Jean-Marie Le Pen parmi ses "camarades" Flamingants... Il est bien le seul à pouvoir s'exprimer en Français... (DR).

Notes :

(1) Nieuw-Vlaams Alliantie. Avec officiellement à son programme : "Sur le plan politique, la N-VA plaide pour une république flamande, état membre d'une Europe confédérale et démocratique. Le parti estime qu'une communauté forte d'une part et une coopération internationale bien développée d'autre part, répondent le mieux aux défis du 21ième siècle. Le niveau gouvernemental belge s'évaporera entre ces deux pôles et prouve depuis longtemps d'être en contradiction flagrante avec une gouvernance efficace." D'où l'un des slogans raffinés de la N-VA : "Que la Belgique crève !"

(2) 7 novembre 2007.

(3) Avec notamment la page 187 intitulée : "Anvers, ville piège pour les Juifs sous l'occupation." Y fut développé un argument non remis en cause depuis. Sur les 8 convois de Juifs envoyés de Belgique pour des travaux forcés en France, un convoi partit de Charleroi, un autre de Liège, un autre encore de Bruxelles et cinq d'Anvers.
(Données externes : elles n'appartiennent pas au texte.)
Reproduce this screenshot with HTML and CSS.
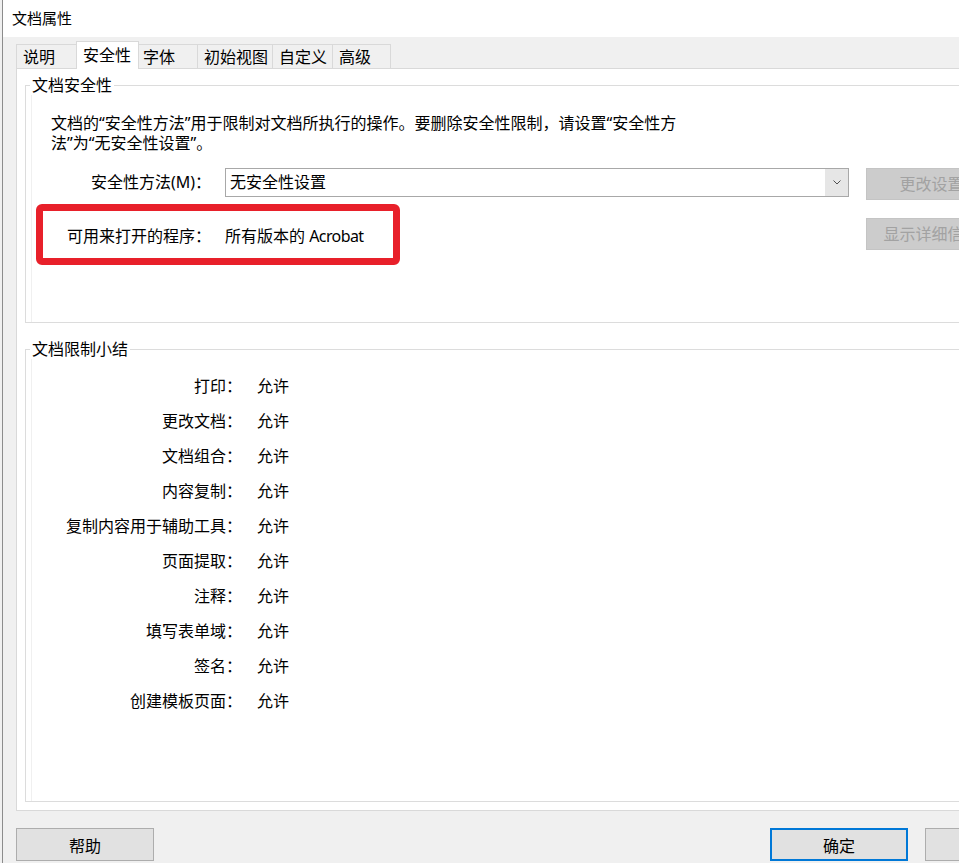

Or, autant de Juifs figuraient sur les registres de la Ville de Bruxelles que sur ceux de Charleroi. Cette hémorragie évidente pour Anvers seule, trouve son explication dans la collaboration spécifique qui fit hélas trop mortellement ses preuves dans cette Métropole portuaire.

1 commentaire:

MH a dit…

Nous sommes en 2010 et je relis ce billet qui fait froid dans le dos.